(EXERCISE BRIEF):
The listing below begins with the first line you should copy; stop after the line containing "</figure-viewer>", and drop every picture.

(DATA SHOWN):

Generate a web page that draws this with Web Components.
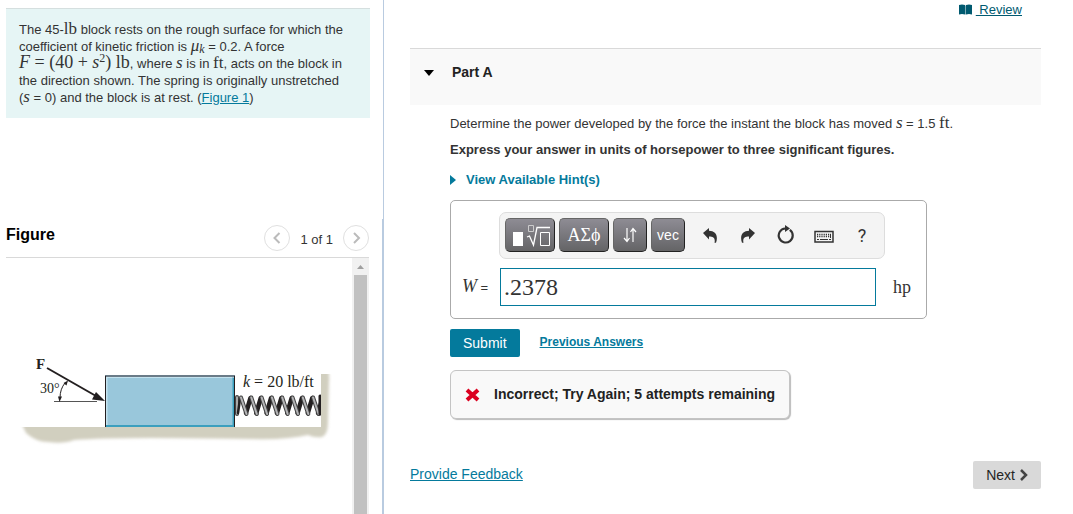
<!DOCTYPE html>
<html lang="en">
<head>
<meta charset="utf-8">
<meta name="viewport" content="width=device-width, initial-scale=1">
<title>Part A</title>
<style>
  body {
    --teal: #047a9c;
    --teal-dark: #005a70;
    --text: #333;
    --rule: #d9d9d9;
    --serif: "Liberation Serif", "Times New Roman", serif;
    margin: 0;
    font-family: "Liberation Sans", Arial, sans-serif;
    font-size: 13px;
    line-height: 17px;
    color: var(--text);
    background: #fff;
  }
  a { color: var(--teal); }
  sub, sup {
    font-size: 12px;
    line-height: 0;
    vertical-align: baseline;
    position: relative;
  }
  sub { top: 2px; }
  sup { top: -6px; }
</style>
</head>
<body>
<assignment-page>
  <problem-prompt slot="side">The 45-<math-term>lb</math-term> block rests on the rough surface for which the coefficient of kinetic friction is <math-term><i>μ<sub>k</sub></i></math-term> = 0.2. A force <math-term large><i>F</i> = (40 + <i>s</i><sup>2</sup>) lb</math-term>, where <math-term><i>s</i></math-term> is in <math-term>ft</math-term>, acts on the block in the direction shown. The spring is originally unstretched (<math-term><i>s</i></math-term> = 0) and the block is at rest. (<a href="#figure">Figure 1</a>)</problem-prompt>
  <figure-viewer slot="side" id="figure" count="1">
    <spring-diagram></spring-diagram>
  </figure-viewer>

  <review-link></review-link>
  <question-part label="Part A">
    <p>Determine the power developed by the force the instant the block has moved <math-term><i>s</i></math-term> = 1.5 <math-term>ft</math-term>.</p>
    <p><b>Express your answer in units of horsepower to three significant figures.</b></p>
    <hint-toggle>View Available Hint(s)</hint-toggle>
    <answer-box symbol="W" value=".2378" unit="hp">
      <equation-toolbar></equation-toolbar>
    </answer-box>
    <submit-row></submit-row>
    <feedback-message>Incorrect; Try Again; 5 attempts remaining</feedback-message>
  </question-part>
  <page-footer></page-footer>
</assignment-page>

<script>
class AssignmentPage extends HTMLElement {
  constructor() {
    super();
    const shadow = this.attachShadow({ mode: 'open' });
    shadow.innerHTML = `
      <style>
        :host {
          display: flex;
          height: 100vh;
          overflow: hidden;
        }
        aside {
          flex: 0 0 384px;
          display: flex;
          flex-direction: column;
          box-sizing: border-box;
          min-height: 0;
        }
        main {
          flex: 1;
          min-width: 0;
          padding: 0 32px 0 26px;
        }
      </style>
      <aside><slot name="side"></slot></aside>
      <main><slot></slot></main>
    `;
  }
}

class ProblemPrompt extends HTMLElement {
  constructor() {
    super();
    const shadow = this.attachShadow({ mode: 'open' });
    shadow.innerHTML = `
      <style>
        :host {
          display: block;
          padding: 8px 13px 101px 6px;
          border-right: 1px solid #b9cbe0;
        }
        div {
          padding: 12px 20px 12px 13px;
          border-top: 1px solid #d5dfdf;
          background: #e6f5f5;
        }
      </style>
      <div><slot></slot></div>
    `;
  }
}

class MathTerm extends HTMLElement {
  constructor() {
    super();
    const shadow = this.attachShadow({ mode: 'open' });
    // no whitespace round the slot: it would show up inside the sentence
    shadow.innerHTML = `<style>
        :host {
          font-family: var(--serif);
          font-size: 17px;
          line-height: 0;
          white-space: nowrap;
        }
        :host([large]) { font-size: 18px; }
      </style><slot></slot>`;
  }
}

class FigureViewer extends HTMLElement {
  constructor() {
    super();
    const count = this.getAttribute('count');
    const shadow = this.attachShadow({ mode: 'open' });
    shadow.innerHTML = `
      <style>
        :host {
          flex: 1;
          display: flex;
          flex-direction: column;
          min-height: 0;
          padding: 6px 13px 0 6px;
          border-right: 2px solid #b9cbe0;
        }
        header {
          display: flex;
          align-items: center;
          justify-content: space-between;
          padding-bottom: 6px;
          border-bottom: 1px solid var(--rule);
        }
        h2 {
          margin: 0;
          padding-bottom: 6px;
          font-size: 16px;
          line-height: 20px;
          color: #000;
        }
        nav {
          display: flex;
          align-items: center;
          gap: 10px;
        }
        nav span { padding-top: 2px; }
        button {
          display: grid;
          place-items: center;
          width: 26px;
          height: 26px;
          padding: 0;
          border: 1px solid #e0e0e0;
          border-radius: 50%;
          background: #fff;
        }
        .scroller {
          flex: 1;
          display: flex;
          min-height: 0;
          overflow: hidden;
        }
        .view {
          flex: 1;
          overflow: hidden;
        }
        .track {
          width: 17px;
          display: flex;
          flex-direction: column;
          align-items: center;
          background: #f1f1f1;
        }
        .track svg { flex: none; }
        .thumb {
          flex: 1;
          width: 13px;
          background: #c1c1c1;
        }
      </style>
      <header>
        <h2>Figure</h2>
        <nav aria-label="Figures">
          <button aria-label="Previous figure">
            <svg width="12" height="12" viewBox="0 0 12 12" fill="none" stroke="#bbb" stroke-width="2"><path d="M8.500 1 3.500 6l5 5"/></svg>
          </button>
          <span>1 of ${count}</span>
          <button aria-label="Next figure">
            <svg width="12" height="12" viewBox="0 0 12 12" fill="none" stroke="#bbb" stroke-width="2"><path d="m4 1 5 5-5 5"/></svg>
          </button>
        </nav>
      </header>
      <div class="scroller">
        <div class="view"><slot></slot></div>
        <div class="track">
          <svg width="17" height="17" viewBox="0 0 17 17" fill="#a0a0a0"><path d="M5 11l3.500-4 3.500 4z"/></svg>
          <div class="thumb"></div>
        </div>
      </div>
    `;
  }
}

class SpringDiagram extends HTMLElement {
  constructor() {
    super();
    const shadow = this.attachShadow({ mode: 'open' });

    // coils: dark back strand, then the lighter front strand over it
    let back = '';
    let front = '';
    for (let i = 0; i < 8; i++) {
      const x = 241 + i * 10.3;
      back += `<path d="M${x + 5} 413 ${x + 9.5} 398"/>`;
      front += `<path d="M${x} 397.500 ${x + 5.500} 414"/>`;
    }

    shadow.innerHTML = `
      <style>
        :host { display: block; }
        svg { display: block; }
        text { font-family: var(--serif); fill: #231f20; }
      </style>
      <svg width="346" height="256" viewBox="6 258 346 256" role="img" aria-label="Block pushed against a spring">
        <defs>
          <filter id="soft" x="-5%" y="-20%" width="110%" height="140%"><feGaussianBlur stdDeviation="1.800"/></filter>
          <clipPath id="ground"><path d="M24 427H321V374H335V450H20V427z"/></clipPath>
          <clipPath id="room"><path d="M234 390H321V420H234z"/></clipPath>
        </defs>
        <g clip-path="url(#ground)">
          <path filter="url(#soft)" fill="#d1cfbf" d="M20 420H316V368h10q4 3 3 14l-1 40q0 13-6 15-8 1-14-2-20 5-58 4-60-1-100-1-50 0-76 2-10 4-26 2-12 0-22-9z"/>
        </g>

        <path fill="#99c7db" d="M105 375H235V427H105z"/>
        <path fill="#c4e2ee" d="M106 377H232v1H107.500v47H106z"/>
        <path fill="#3b9fbe" d="M106 425H234v2H106zM232.500 378h1.500v48h-1.500z"/>
        <path fill="#6a7b87" d="M105 375H235v2H105z"/>
        <path fill="#231f20" d="M105 376h1v51h-1zM234 376h1v51h-1z"/>

        <g fill="none" stroke-linecap="round" clip-path="url(#room)">
          <path d="M237 397V414" stroke="#444" stroke-width="4"/>
          <path d="M237 397V414" stroke="#ccc" stroke-width="1.500"/>
          <path d="M238 413 240 399" stroke="#231f20" stroke-width="2.500"/>
          <g stroke="#231f20" stroke-width="4.500">${back}</g>
          <g stroke="#444" stroke-width="4">${front}</g>
          <g stroke="#b5b5b7" stroke-width="2">${front}</g>
          <path d="M320 396V414" stroke="#231f20" stroke-width="3"/>
        </g>

        <path d="M47 368 96 396" stroke="#231f20" stroke-width="2"/>
        <path d="M105 401 92 399.500 96 392z" fill="#231f20"/>
        <path d="M54 401.500H97" stroke="#555"/>
        <path d="M65 383q-5 6-5 15" fill="none" stroke="#231f20"/>
        <path d="M68 380.500l-1.500 5-3-2.500zM59.500 402l-1.500-5.500h4z" fill="#231f20"/>
        <text x="36" y="369" font-size="15" font-weight="bold">F</text>
        <text x="40" y="393" font-size="14">30°</text>
        <text x="243" y="387" font-size="16"><tspan font-style="italic">k</tspan> = 20 lb/ft</text>
      </svg>
    `;
  }
}

class ReviewLink extends HTMLElement {
  constructor() {
    super();
    const shadow = this.attachShadow({ mode: 'open' });
    shadow.innerHTML = `
      <style>
        :host {
          display: flex;
          justify-content: flex-end;
          align-items: center;
          gap: 4px;
          height: 18px;
          padding: 0 19px 30px 0;
        }
        a {
          color: var(--teal-dark);
          white-space: pre;
        }
      </style>
      <svg width="13" height="11" viewBox="0 0 13 11" fill="#005a70"><path d="M0 1q3-1 6 0v9.500q-3-1-6 0zM7 1q3-1 6 0v9.500q-3-1-6 0z"/><path d="M6 1.500h1v9H6z" opacity=".5"/></svg>
      <a href="#review"> Review</a>
    `;
  }
}

class QuestionPart extends HTMLElement {
  constructor() {
    super();
    const shadow = this.attachShadow({ mode: 'open' });
    shadow.innerHTML = `
      <style>
        :host { display: block; }
        header {
          padding: 15px 16px 24px 14px;
          border-top: 1px solid var(--rule);
          background: #f9f9f9;
        }
        button {
          display: flex;
          align-items: center;
          gap: 18px;
          padding: 0;
          border: none;
          background: none;
          color: #222;
          font: bold 14px/17px "Liberation Sans", Arial, sans-serif;
        }
        .body { padding: 10px 0 0 40px; }
        ::slotted(p) { margin: 0 0 9px; }
      </style>
      <header>
        <button aria-expanded="true">
          <svg width="10" height="6" viewBox="0 0 10 6"><path d="M0 0h10L5 6z"/></svg>
          ${this.getAttribute('label')}
        </button>
      </header>
      <div class="body"><slot></slot></div>
    `;
  }
}

class HintToggle extends HTMLElement {
  constructor() {
    super();
    const shadow = this.attachShadow({ mode: 'open' });
    shadow.innerHTML = `
      <style>
        :host {
          display: block;
          padding: 4px 0 12px;
        }
        button {
          display: flex;
          align-items: center;
          gap: 10px;
          padding: 0;
          border: none;
          background: none;
          color: var(--teal);
          font: bold 13px/17px "Liberation Sans", Arial, sans-serif;
        }
      </style>
      <button aria-expanded="false">
        <svg width="6" height="10" viewBox="0 0 6 10" fill="#047a9c"><path d="M0 0l6 5-6 5z"/></svg>
        <slot></slot>
      </button>
    `;
  }
}

class AnswerBox extends HTMLElement {
  constructor() {
    super();
    const shadow = this.attachShadow({ mode: 'open' });
    shadow.innerHTML = `
      <style>
        :host {
          display: grid;
          grid-template-columns: 38px 1fr 39px;
          row-gap: 9px;
          max-width: 453px;
          padding: 11px 11px 12px;
          border: 1px solid #aaa;
          border-radius: 5px;
        }
        ::slotted(equation-toolbar) {
          grid-column: 2;
          margin: 0 -9px 0 -1px;
        }
        label {
          grid-column: 1;
          align-self: center;
          white-space: nowrap;
        }
        i {
          font-family: var(--serif);
          font-size: 18px;
        }
        input {
          min-width: 0;
          height: 38px;
          box-sizing: border-box;
          margin: 0;
          padding: 0 3px;
          border: 1px solid var(--teal);
          border-radius: 0;
          background: #fff;
          color: var(--text);
          font: 24px "Liberation Serif", "Times New Roman", serif;
        }
        .unit {
          align-self: center;
          justify-self: end;
          padding-right: 4px;
          font-family: var(--serif);
          font-size: 18px;
        }
      </style>
      <slot></slot>
      <label for="answer"><i>${this.getAttribute('symbol')}</i> =</label>
      <input id="answer" type="text" value="${this.getAttribute('value')}">
      <span class="unit">${this.getAttribute('unit')}</span>
    `;
  }
}

class EquationToolbar extends HTMLElement {
  constructor() {
    super();
    const shadow = this.attachShadow({ mode: 'open' });
    shadow.innerHTML = `
      <style>
        :host {
          display: flex;
          gap: 4px;
          padding: 5px 3px 6px 5px;
          border: 1px solid #ddd;
          border-radius: 7px;
          background: #f4f4f4;
        }
        button {
          display: grid;
          place-items: center;
          box-sizing: border-box;
          height: 34px;
          padding: 0;
          border: none;
          background: none;
          color: var(--text);
        }
        .key {
          width: 34px;
          border: 1px solid #222;
          border-top-color: #666;
          border-left-color: #666;
          border-radius: 5px;
          background: linear-gradient(#8e8c94, #646466);
          color: #fff;
          font: 14px "Liberation Sans", Arial, sans-serif;
        }
        .wide { width: 50px; }
        .greek { font: 18px "Liberation Serif", "Times New Roman", serif; }
        .icons {
          flex: 1;
          display: grid;
          grid-template-columns: repeat(5, 1fr);
          padding-left: 2px;
        }
        .help { font: 18px Roboto, sans-serif; }
      </style>
      <button class="key wide" aria-label="Templates">
        <svg width="40" height="25" viewBox="0 0 40 25" fill="none" stroke="#fff">
          <path d="M3 9h10v14H3z" fill="#fff" stroke="none"/>
          <path d="M18.500 2.500h5v6h-5z" stroke="#ccc"/>
          <path d="M17 14l2.500-1 4 9 3.500-17.500h13" stroke-width="1.300"/>
          <path d="M30.500 9.500h9v13h-9z"/>
        </svg>
      </button>
      <button class="key wide greek" aria-label="Symbols">ΑΣϕ</button>
      <button class="key" aria-label="Subscript and superscript">
        <svg width="14" height="16" viewBox="0 0 14 16" fill="none" stroke="#fff" stroke-width="1.200"><path d="M4 1v13M1 11l3 3.500L6.500 11M10 15V2M7.500 5 10 1.500 13 5"/></svg>
      </button>
      <button class="key" aria-label="Vector">vec</button>
      <div class="icons">
        <button aria-label="Undo">
          <svg width="14" height="15" viewBox="0 0 14 15" fill="#333"><path d="M0 5 6 0v2.800c6.500 0 9.500 5 7 12h-1.500c1-4.500-1-6.300-5.500-6.300v3z"/></svg>
        </button>
        <button aria-label="Redo">
          <svg width="14" height="15" viewBox="0 0 14 15" fill="#333"><path d="M14 5 8 0v2.800c-6.500 0-9.500 5-7 12h1.500c-1-4.500 1-6.300 5.500-6.300v3z"/></svg>
        </button>
        <button aria-label="Reset">
          <svg width="18" height="20" viewBox="0 0 18 20"><path d="M12.800 4.800a7 7 0 1 1-4.600-1.300" fill="none" stroke="#333" stroke-width="2.200"/><path d="M8 0l5 3.500L8 7z" fill="#333"/></svg>
        </button>
        <button aria-label="Keyboard">
          <svg width="20" height="17" viewBox="0 0 20 17" fill="none" stroke="#333"><path d="M1 4.500h18v10.500H1z" stroke-width="1.500"/><path d="M3 7.500h14M3 9.500h14" stroke-width="1.500" stroke-dasharray="1.200 1"/><path d="M3 12.500h2M6 12.500h8M15 12.500h2M16.500 7v4"/></svg>
        </button>
        <button class="help" aria-label="Help">?</button>
      </div>
    `;
  }
}

class SubmitRow extends HTMLElement {
  constructor() {
    super();
    const shadow = this.attachShadow({ mode: 'open' });
    shadow.innerHTML = `
      <style>
        :host {
          display: flex;
          align-items: center;
          gap: 20px;
          padding: 10px 0 13px;
        }
        button {
          height: 28px;
          padding: 0 13px;
          border: none;
          border-radius: 2px;
          background: var(--teal);
          color: #fff;
          font: 14px "Liberation Sans", Arial, sans-serif;
        }
        a {
          padding-bottom: 2px;
          color: var(--teal);
          font-size: 12px;
          font-weight: bold;
        }
      </style>
      <button type="submit">Submit</button>
      <a href="#previous">Previous Answers</a>
    `;
  }
}

class FeedbackMessage extends HTMLElement {
  constructor() {
    super();
    const shadow = this.attachShadow({ mode: 'open' });
    shadow.innerHTML = `
      <style>
        :host {
          display: flex;
          align-items: center;
          gap: 14px;
          width: fit-content;
          padding: 15px 14px;
          border: 1px solid #c4c4c4;
          border-radius: 6px;
          background: #f9f9f9;
          box-shadow: 1px 1px 1px #bbb;
          color: #222;
          font-size: 14px;
          font-weight: bold;
        }
      </style>
      <svg width="15" height="14" viewBox="0 0 15 14" stroke="#db0020" stroke-width="4"><path d="M2 2l11 10M13 2 2 12"/></svg>
      <span role="status"><slot></slot></span>
    `;
  }
}

class PageFooter extends HTMLElement {
  constructor() {
    super();
    const shadow = this.attachShadow({ mode: 'open' });
    shadow.innerHTML = `
      <style>
        :host {
          display: flex;
          align-items: center;
          justify-content: space-between;
          padding-top: 42px;
          font-size: 14px;
        }
        a {
          padding-bottom: 2px;
          color: var(--teal);
        }
        button {
          display: flex;
          align-items: center;
          gap: 5px;
          height: 28px;
          padding: 0 13px;
          border: none;
          border-radius: 2px;
          background: #d9d9d9;
          color: #252525;
          font: 14px "Liberation Sans", Arial, sans-serif;
        }
      </style>
      <a href="#feedback">Provide Feedback</a>
      <button>Next
        <svg width="8" height="12" viewBox="0 0 8 12" fill="none" stroke="#444" stroke-width="2.500"><path d="M1 1l5 5-5 5"/></svg>
      </button>
    `;
  }
}

customElements.define('assignment-page', AssignmentPage);
customElements.define('problem-prompt', ProblemPrompt);
customElements.define('math-term', MathTerm);
customElements.define('figure-viewer', FigureViewer);
customElements.define('spring-diagram', SpringDiagram);
customElements.define('review-link', ReviewLink);
customElements.define('question-part', QuestionPart);
customElements.define('hint-toggle', HintToggle);
customElements.define('answer-box', AnswerBox);
customElements.define('equation-toolbar', EquationToolbar);
customElements.define('submit-row', SubmitRow);
customElements.define('feedback-message', FeedbackMessage);
customElements.define('page-footer', PageFooter);
</script>
</body>
</html>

(WRITTEN SOLUTION):
Generate a web page that draws this with Web Components.
<!DOCTYPE html>
<html lang="en">
<head>
<meta charset="utf-8">
<meta name="viewport" content="width=device-width, initial-scale=1">
<title>Part A</title>
<style>
  body {
    --teal: #047a9c;
    --teal-dark: #005a70;
    --text: #333;
    --rule: #d9d9d9;
    --serif: "Liberation Serif", "Times New Roman", serif;
    margin: 0;
    font-family: "Liberation Sans", Arial, sans-serif;
    font-size: 13px;
    line-height: 17px;
    color: var(--text);
    background: #fff;
  }
  a { color: var(--teal); }
  sub, sup {
    font-size: 12px;
    line-height: 0;
    vertical-align: baseline;
    position: relative;
  }
  sub { top: 2px; }
  sup { top: -6px; }
</style>
</head>
<body>
<assignment-page>
  <problem-prompt slot="side">The 45-<math-term>lb</math-term> block rests on the rough surface for which the coefficient of kinetic friction is <math-term><i>μ<sub>k</sub></i></math-term> = 0.2. A force <math-term large><i>F</i> = (40 + <i>s</i><sup>2</sup>) lb</math-term>, where <math-term><i>s</i></math-term> is in <math-term>ft</math-term>, acts on the block in the direction shown. The spring is originally unstretched (<math-term><i>s</i></math-term> = 0) and the block is at rest. (<a href="#figure">Figure 1</a>)</problem-prompt>
  <figure-viewer slot="side" id="figure" count="1">
    <spring-diagram></spring-diagram>
  </figure-viewer>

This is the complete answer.